───── DATA FOR PROCESSING
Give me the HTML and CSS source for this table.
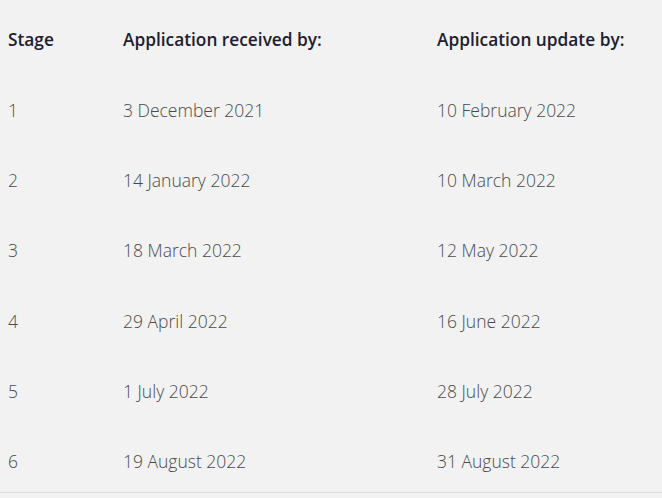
FILE: index.html
```html
<!DOCTYPE html>
<html lang="en">
<head>
<meta charset="utf-8">
<title>Stages</title>
<link rel="stylesheet" href="styles.css">
</head>
<body>
<div class="table">
  <div class="row head">
    <div class="cell">Stage</div>
    <div class="cell">Application received by:</div>
    <div class="cell">Application update by:</div>
  </div>
  <div class="row">
    <div class="cell stage">1</div>
    <div class="cell">3 December 2021</div>
    <div class="cell">10 February 2022</div>
  </div>
  <div class="row">
    <div class="cell stage">2</div>
    <div class="cell">14 January 2022</div>
    <div class="cell">10 March 2022</div>
  </div>
  <div class="row">
    <div class="cell stage">3</div>
    <div class="cell">18 March 2022</div>
    <div class="cell">12 May 2022</div>
  </div>
  <div class="row">
    <div class="cell stage">4</div>
    <div class="cell">29 April 2022</div>
    <div class="cell">16 June 2022</div>
  </div>
  <div class="row">
    <div class="cell stage">5</div>
    <div class="cell">1 July 2022</div>
    <div class="cell">28 July 2022</div>
  </div>
  <div class="row last">
    <div class="cell stage">6</div>
    <div class="cell">19 August 2022</div>
    <div class="cell">31 August 2022</div>
  </div>
</div>
</body>
</html>
```
FILE: styles.css
```css
html, body {
  margin: 0;
  padding: 0;
  background: #f2f2f2;
}
body {
  font-family: "Open Sans", "Liberation Sans", sans-serif;
  font-size: 17.5px;
  font-weight: 300;
  color: #4a4a4a;
}
.table {
  display: flex;
  flex-direction: column;
}
.row {
  display: grid;
  grid-template-columns: 115px 314px 1fr;
}
.cell {
  padding: 28.5px 8px 19.5px;
  line-height: 22.33px;
  white-space: nowrap;
}
.head .cell {
  font-size: 17.3px;
  font-weight: 600;
  color: #1d2030;
}
.last {
  border-bottom: 1px solid #dcdcdc;
}
```
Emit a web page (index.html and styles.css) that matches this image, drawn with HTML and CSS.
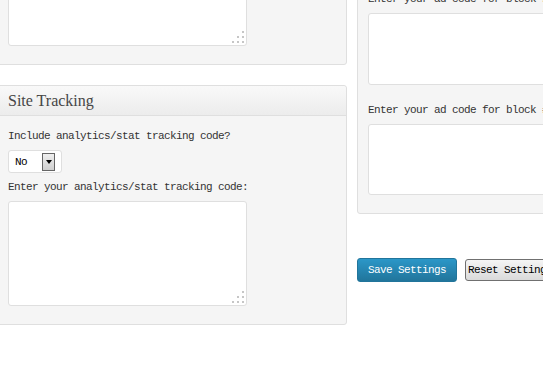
FILE: index.html
```html
<html lang="en">
<head>
    <meta charset="UTF-8">
    <meta name="viewport" content="width=device-width, initial-scale=1.0">
    <title>Theme Settings</title>
    <link rel="stylesheet" href="styles.css">
</head>
<body>
    <div class="page">
        <div class="column">
            <div class="panel">
                <h3 class="panel-title">Header &amp; Footer</h3>
                <div class="panel-body">
                    <label class="field-label">Enter your header code:</label>
                    <div class="code-box">
                        <textarea class="code first"></textarea>
                        <svg class="grip" width="13" height="13" viewBox="0 0 13 13"><rect x="10" y="0" width="2" height="2"/><rect x="5" y="5" width="2" height="2"/><rect x="10" y="5" width="2" height="2"/><rect x="0" y="10" width="2" height="2"/><rect x="5" y="10" width="2" height="2"/><rect x="10" y="10" width="2" height="2"/></svg>
                    </div>
                    <label class="field-label">Enter your footer code:</label>
                    <div class="code-box">
                        <textarea class="code"></textarea>
                        <svg class="grip" width="13" height="13" viewBox="0 0 13 13"><rect x="10" y="0" width="2" height="2"/><rect x="5" y="5" width="2" height="2"/><rect x="10" y="5" width="2" height="2"/><rect x="0" y="10" width="2" height="2"/><rect x="5" y="10" width="2" height="2"/><rect x="10" y="10" width="2" height="2"/></svg>
                    </div>
                </div>
            </div>

            <div class="panel">
                <h3 class="panel-title">Site Tracking</h3>
                <div class="panel-body">
                    <label class="field-label" for="tracking">Include analytics/stat tracking code?</label>
                    <div class="select-box">
                        <select id="tracking">
                            <option>No</option>
                            <option>Yes</option>
                        </select>
                        <span class="select-arrow"></span>
                    </div>
                    <label class="field-label">Enter your analytics/stat tracking code:</label>
                    <div class="code-box">
                        <textarea class="code"></textarea>
                        <svg class="grip" width="13" height="13" viewBox="0 0 13 13"><rect x="10" y="0" width="2" height="2"/><rect x="5" y="5" width="2" height="2"/><rect x="10" y="5" width="2" height="2"/><rect x="0" y="10" width="2" height="2"/><rect x="5" y="10" width="2" height="2"/><rect x="10" y="10" width="2" height="2"/></svg>
                    </div>
                </div>
            </div>
        </div>

        <div class="column">
            <div class="panel">
                <h3 class="panel-title">Ad Blocks</h3>
                <div class="panel-body">
                    <label class="field-label">Enter your ad code for block #1:</label>
                    <div class="code-box"><textarea class="code small"></textarea></div>
                    <label class="field-label">Enter your ad code for block #2:</label>
                    <div class="code-box"><textarea class="code small"></textarea></div>
                    <label class="field-label">Enter your ad code for block #3:</label>
                    <div class="code-box"><textarea class="code small"></textarea></div>
                    <label class="field-label">Enter your ad code for block #4:</label>
                    <div class="code-box"><textarea class="code small last"></textarea></div>
                </div>
            </div>

            <div class="actions">
                <button class="btn-save" type="submit">Save Settings</button>
                <button class="btn-reset" type="reset">Reset Settings</button>
            </div>
        </div>
    </div>
</body>
</html>
```

FILE: styles.css
```css
/* Theme settings page */
html, body {
    overflow: hidden;
}

body {
    margin: 0;
    padding: 0;
    background-color: #ffffff;
    font-family: "Liberation Mono", monospace;
    color: #333333;
}

/* page is scrolled down a bit in this view */
.page {
    display: flex;
    align-items: flex-start;
    gap: 10px;
    margin: -274px 0 0 -3px;
}

.column {
    width: 350px;
    flex-shrink: 0;
}

.panel {
    background-color: #f5f5f5;
    border: 1px solid #dfdfdf;
    border-radius: 3px;
    margin-bottom: 20px;
}

.panel-title {
    margin: 0;
    height: 29px;
    line-height: 29px;
    padding: 0 10px;
    font-family: "Liberation Serif", Georgia, serif;
    font-size: 16px;
    font-weight: normal;
    color: #464646;
    background: linear-gradient(#f9f9f9, #ececec);
    border-bottom: 1px solid #dfdfdf;
    border-radius: 3px 3px 0 0;
}

.panel-body {
    padding: 13px 10px 0 10px;
}

.field-label {
    display: block;
    font-size: 11px;
    line-height: 14px;
    letter-spacing: -0.6px;
    margin-bottom: 7px;
    color: #333333;
}

.code-box {
    position: relative;
    width: 239px;
    margin-bottom: 18px;
}

.code {
    display: block;
    width: 239px;
    height: 105px;
    box-sizing: border-box;
    border: 1px solid #dfdfdf;
    border-radius: 3px;
    background-color: #ffffff;
    resize: none;
    margin: 0;
}

.code.first {
    height: 111px;
}

.code.small {
    height: 72px;
}

.code.small.last {
    height: 71px;
}

.grip {
    position: absolute;
    right: 2px;
    bottom: 2px;
    fill: #c6c6c6;
}

.select-box {
    display: flex;
    align-items: center;
    width: 54px;
    height: 23px;
    box-sizing: border-box;
    padding: 0 6px;
    margin-bottom: 7px;
    background-color: #ffffff;
    border: 1px solid #dfdfdf;
    border-radius: 3px;
}

.select-box select {
    appearance: none;
    -webkit-appearance: none;
    flex: 1;
    width: 27px;
    border: 0;
    padding: 0;
    margin: 0;
    background: transparent;
    font-family: "Liberation Mono", monospace;
    font-size: 11px;
    letter-spacing: -0.6px;
    color: #000000;
}

.select-arrow {
    display: flex;
    align-items: center;
    justify-content: center;
    width: 13px;
    height: 18px;
    box-sizing: border-box;
    border: 1px solid #666666;
    background: linear-gradient(#efefef, #cfcfcf);
}

.select-arrow::after {
    content: "";
    border-style: solid;
    border-width: 4px 3px 0 3px;
    border-color: #000000 transparent transparent transparent;
}

.actions {
    display: flex;
    align-items: center;
    gap: 8px;
    margin-top: 44px;
}

.btn-save,
.btn-reset {
    font-family: "Liberation Mono", monospace;
    font-size: 11px;
    letter-spacing: -0.6px;
    border-radius: 3px;
    cursor: pointer;
}

.btn-save {
    height: 24px;
    padding: 0 10px;
    color: #ffffff;
    background: linear-gradient(#2b97c8, #21759b);
    border: 1px solid #21759b;
}

.btn-reset {
    height: 22px;
    padding: 0 2px;
    color: #000000;
    background: linear-gradient(#f5f5f5, #dadada);
    border: 1px solid #707070;
    white-space: nowrap;
}
```
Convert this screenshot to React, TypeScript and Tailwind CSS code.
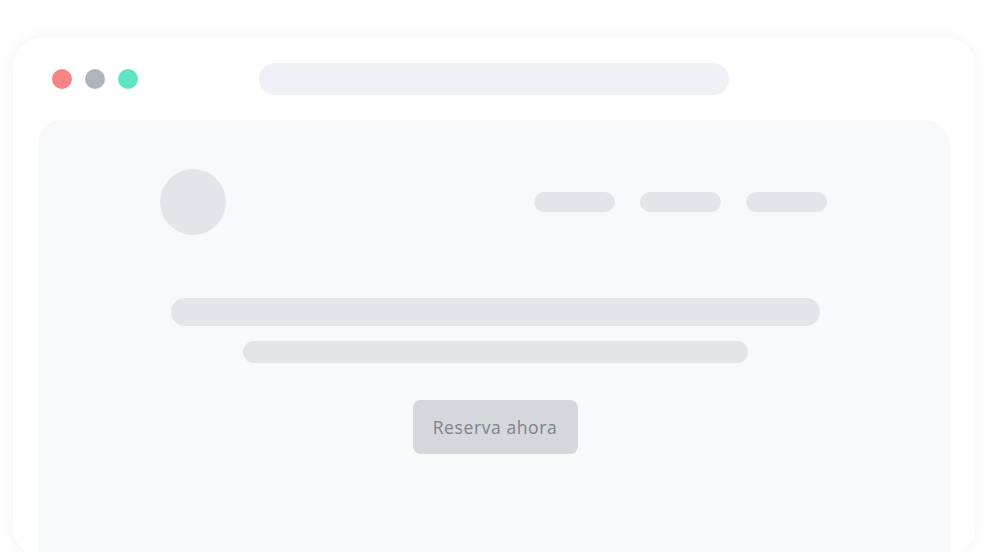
export default function App() {
  return (
    <div
      className="w-[996px] h-[552px] overflow-hidden bg-white pt-[38px] pl-[13px]"
      style={{ fontFamily: '"Open Sans", "Noto Sans", sans-serif' }}
    >
      {/* Browser window */}
      <div className="w-[962px] h-[518px] rounded-[28px] bg-white shadow-[0_0_14px_rgba(0,0,0,0.06)] px-[25px] flex flex-col overflow-hidden">
        {/* Top bar */}
        <div className="h-[82px] shrink-0 flex items-center pl-[14px]">
          <div className="flex items-center gap-[13px]">
            <span className="block w-[20px] h-[20px] rounded-full bg-[#f58582]" />
            <span className="block w-[20px] h-[20px] rounded-full bg-[#adb5bd]" />
            <span className="block w-[20px] h-[20px] rounded-full bg-[#5de5c5]" />
          </div>
          <div className="ml-[121px] w-[470px] h-[32px] rounded-full bg-[#eff1f5]" />
        </div>

        {/* Page content */}
        <div className="flex-1 rounded-t-[24px] bg-[#f8f9fb] px-[122px] pt-[49px] flex flex-col">
          <div className="flex items-center justify-between">
            <div className="w-[66px] h-[66px] rounded-full bg-[#e3e6e9]" />
            <div className="flex items-center gap-[25px] pr-px">
              <div className="w-[81px] h-[20px] rounded-full bg-[#e3e6e9]" />
              <div className="w-[81px] h-[20px] rounded-full bg-[#e3e6e9]" />
              <div className="w-[81px] h-[20px] rounded-full bg-[#e3e6e9]" />
            </div>
          </div>

          <div className="mt-[63px] flex flex-col items-center">
            <div className="w-[649px] h-[28px] rounded-full bg-[#e3e6e9] translate-x-[1px]" />
            <div className="mt-[15px] w-[505px] h-[22px] rounded-full bg-[#e3e6e9] translate-x-[1px]" />
            <button className="mt-[37px] w-[165px] h-[54px] rounded-[8px] bg-[#d4d8dc] text-[#7f8387] text-[17.5px] font-medium tracking-[0.6px] translate-x-[1px]">
              Reserva ahora
            </button>
          </div>
        </div>
      </div>
    </div>
  );
}
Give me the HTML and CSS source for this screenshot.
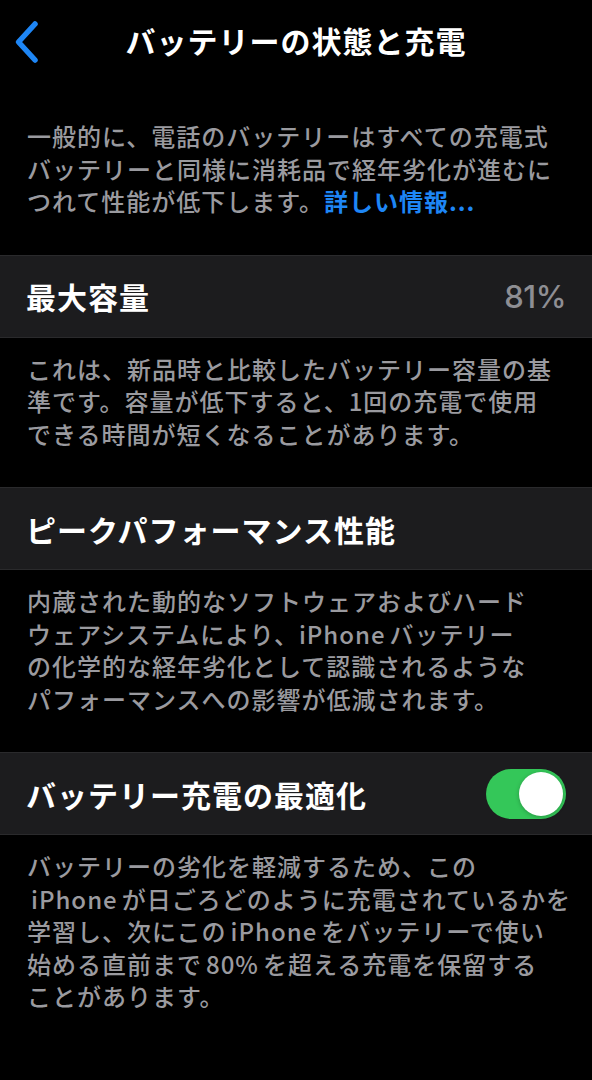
FILE: index.html
```html
<!DOCTYPE html>
<html lang="ja">
<head>
<meta charset="utf-8">
<link rel="stylesheet" href="styles.css">
</head>
<body>
<div class="screen">
  <header class="nav">
    <svg class="back" width="28" height="44" viewBox="0 0 28 44"><path d="M22 4 L5.5 22 L22 40" fill="none" stroke="#1e86f5" stroke-width="5.5" stroke-linecap="round" stroke-linejoin="round"/></svg>
    <h1 class="title">バッテリーの状態と充電</h1>
  </header>

  <p class="desc intro">一般的に、電話のバッテリーはすべての充電式<br>バッテリーと同様に消耗品で経年劣化が進むに<br>つれて性能が低下します。<span class="link">詳しい情報...</span></p>

  <div class="row">
    <span class="label">最大容量</span>
    <span class="value">81%</span>
  </div>
  <p class="desc">これは、新品時と比較したバッテリー容量の基<br>準です。容量が低下すると、1回の充電で使用<br>できる時間が短くなることがあります。</p>

  <div class="row">
    <span class="label">ピークパフォーマンス性能</span>
  </div>
  <p class="desc">内蔵された動的なソフトウェアおよびハード<br>ウェアシステムにより、iPhone<span class="gap"></span>バッテリー<br>の化学的な経年劣化として認識されるような<br>パフォーマンスへの影響が低減されます。</p>

  <div class="row">
    <span class="label">バッテリー充電の最適化</span>
    <span class="toggle"><span class="knob"></span></span>
  </div>
  <p class="desc"><span>バッテリーの劣化を軽減するため、この</span><br><span class="gap"></span>iPhone<span class="gap"></span>が日ごろどのように充電されているかを<br>学習し、次にこの<span class="gap"></span>iPhone<span class="gap"></span>をバッテリーで使い<br>始める直前まで<span class="gap"></span>80%<span class="gap"></span>を超える充電を保留する<br>ことがあります。</p>
</div>
</body>
</html>
```

FILE: styles.css
```css
html, body {
  margin: 0;
  padding: 0;
  background: #000;
}
body {
  font-family: "Noto Sans CJK JP", "Noto Sans", sans-serif;
  color: #fff;
}
.screen {
  width: 592px;
  min-height: 1080px;
  background: #000;
}
.nav {
  position: relative;
  height: 84px;
  display: flex;
  align-items: center;
  justify-content: center;
}
.back {
  position: absolute;
  left: 13px;
  top: 20px;
}
.title {
  margin: 0;
  margin-top: -4px;
  font-size: 30px;
  font-weight: 700;
  letter-spacing: 1px;
  line-height: 40px;
}
.desc {
  margin: 0;
  padding: 15px 20px 37px 27px;
  font-size: 24px;
  font-weight: 500;
  letter-spacing: 1px;
  line-height: 32.5px;
  color: #9a9a9f;
  white-space: nowrap;
}
.intro {
  padding-top: 36px;
}
.gap {
  display: inline-block;
  width: 4px;
}
.link {
  color: #1e86f5;
  font-weight: 700;
}
.row {
  height: 81px;
  background: #1c1c1e;
  border-top: 1px solid #2a2a2c;
  border-bottom: 1px solid #2a2a2c;
  display: flex;
  align-items: center;
  justify-content: space-between;
  padding: 0 26px 0 26px;
}
.label {
  font-size: 30px;
  font-weight: 700;
  letter-spacing: 1px;
  color: #fff;
}
.value {
  font-family: "Inter", "Noto Sans", sans-serif;
  font-size: 31px;
  color: #8e8e93;
  font-weight: 500;
  letter-spacing: -0.5px;
}
.toggle {
  width: 80px;
  height: 50px;
  border-radius: 25px;
  background: #34c759;
  display: flex;
  align-items: center;
  justify-content: flex-end;
  padding: 0 3px;
  box-sizing: border-box;
}
.knob {
  width: 44px;
  height: 44px;
  border-radius: 50%;
  background: #fff;
  box-shadow: 0 1px 4px rgba(0,0,0,0.25);
}
```
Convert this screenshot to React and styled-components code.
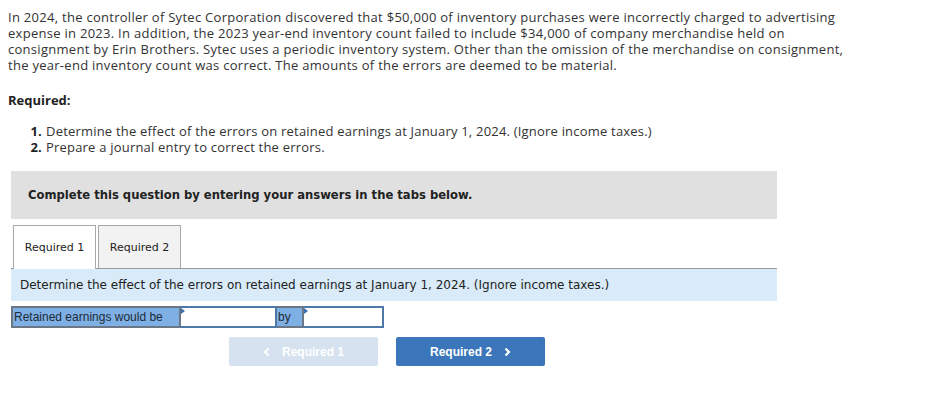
import { createGlobalStyle } from "styled-components"
import styled from "styled-components"

const GlobalStyle = createGlobalStyle`
    body {
        margin: 0;
        background: #ffffff;
    }
`

const Page = styled.div`
    width: 946px;
    height: 401px;
    padding: 9px 8px 0 8px;
    box-sizing: border-box;
    font-family: "Open Sans", Lato, sans-serif;
    color: #333333;
`

const Intro = styled.p`
    margin: 0;
    font-size: 13px;
    line-height: 16px;
    letter-spacing: 0.28px;
    white-space: nowrap;
`

const Heading = styled.div`
    margin-top: 19px;
    font-size: 13px;
    line-height: 16px;
    font-weight: 700;
    color: #222222;
`

const Steps = styled.div`
    display: grid;
    grid-template-columns: 34px auto;
    column-gap: 4px;
    margin-top: 15px;
    font-size: 13px;
    line-height: 16px;
    letter-spacing: 0.2px;
`

const Num = styled.span`
    text-align: right;
    font-weight: 700;
    color: #222222;
`

const Question = styled.div`
    margin: 16px 0 0 3px;
    width: 766px;
    font-family: Verdana, "DejaVu Sans", sans-serif;
`

const Banner = styled.div`
    height: 48px;
    background: #e0e0e0;
    display: flex;
    align-items: center;
    padding-left: 17px;
    font-size: 11.6px;
    font-weight: 700;
    color: #222222;
`

const TabBar = styled.div`
    display: flex;
    gap: 2px;
    margin-top: 6px;
    padding-left: 2px;
    border-bottom: 1px solid #9a9a9a;
`

const Tab = styled.div`
    width: 83px;
    box-sizing: border-box;
    border: 1px solid #a8a8a8;
    border-bottom: none;
    background: ${props => (props.active ? "#ffffff" : "#f2f2f2")};
    margin-bottom: ${props => (props.active ? "-1px" : "0")};
    height: ${props => (props.active ? "44px" : "43px")};
    display: flex;
    align-items: center;
    justify-content: center;
    font-size: 11px;
    color: #222222;
`

const Prompt = styled.div`
    height: 32px;
    background: #d9ebf9;
    display: flex;
    align-items: center;
    padding-left: 9px;
    font-size: 12px;
    color: #222222;
`

const AnswerRow = styled.div`
    display: flex;
    margin-top: 5px;
    height: 22px;
    font-family: Arial, "Liberation Sans", sans-serif;
    font-size: 12px;
`

const Cell = styled.div`
    box-sizing: border-box;
    width: ${props => props.w}px;
    border: 2px solid #6b7785;
    margin-left: -2px;
    background: #7eb0e5;
    color: #1f2a36;
    display: flex;
    align-items: center;
    padding-left: 1px;
    &:first-child {
        margin-left: 0;
    }
`

const Input = styled.div`
    position: relative;
    box-sizing: border-box;
    width: ${props => props.w}px;
    border: 2px solid #4f78a8;
    border-left-color: #6b7785;
    margin-left: -2px;
    background: #ffffff;
    &::before {
        content: "";
        position: absolute;
        top: 0;
        left: 0;
        border-top: 3px solid transparent;
        border-bottom: 3px solid transparent;
        border-left: 4px solid #3a6fb0;
    }
`

const Nav = styled.div`
    display: flex;
    gap: 18px;
    margin: 9px 0 0 218px;
`

const NavButton = styled.div`
    width: 149px;
    height: 29px;
    border-radius: 2px;
    background: ${props => (props.disabled ? "#d6e2ef" : "#3a76b9")};
    color: #ffffff;
    display: flex;
    align-items: center;
    justify-content: center;
    gap: 12px;
    font-family: Arial, "Liberation Sans", sans-serif;
    font-size: 12px;
    font-weight: 700;
`

const Chevron = ({ dir }) => (
    <svg width="7" height="10" viewBox="0 0 7 10">
        <path
            d={dir === "left" ? "M5.5 1.5 L2 5 L5.5 8.5" : "M1.5 1.5 L5 5 L1.5 8.5"}
            fill="none"
            stroke="#ffffff"
            strokeWidth="2.2"
        />
    </svg>
)

export default function App() {
    return (
        <Page>
            <GlobalStyle />
            <Intro>
                In 2024, the controller of Sytec Corporation discovered that $50,000 of inventory purchases were incorrectly charged to advertising<br />
                expense in 2023. In addition, the 2023 year-end inventory count failed to include $34,000 of company merchandise held on<br />
                consignment by Erin Brothers. Sytec uses a periodic inventory system. Other than the omission of the merchandise on consignment,<br />
                the year-end inventory count was correct. The amounts of the errors are deemed to be material.
            </Intro>
            <Heading>Required:</Heading>
            <Steps>
                <Num>1.</Num>
                <span>Determine the effect of the errors on retained earnings at January 1, 2024. (Ignore income taxes.)</span>
                <Num>2.</Num>
                <span>Prepare a journal entry to correct the errors.</span>
            </Steps>
            <Question>
                <Banner>Complete this question by entering your answers in the tabs below.</Banner>
                <TabBar>
                    <Tab active>Required 1</Tab>
                    <Tab>Required 2</Tab>
                </TabBar>
                <Prompt>Determine the effect of the errors on retained earnings at January 1, 2024. (Ignore income taxes.)</Prompt>
                <AnswerRow>
                    <Cell w={170}>Retained earnings would be</Cell>
                    <Input w={98} />
                    <Cell w={29}>by</Cell>
                    <Input w={82} />
                </AnswerRow>
                <Nav>
                    <NavButton disabled>
                        <Chevron dir="left" />
                        Required 1
                    </NavButton>
                    <NavButton>
                        Required 2
                        <Chevron dir="right" />
                    </NavButton>
                </Nav>
            </Question>
        </Page>
    )
}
──────────
▶ **DO THIS**:
Look over the records above and copy each line that includes the string "components".

▶ **THE REPLY**:
Convert this screenshot to React and styled-components code.
import { createGlobalStyle } from "styled-components"
import styled from "styled-components"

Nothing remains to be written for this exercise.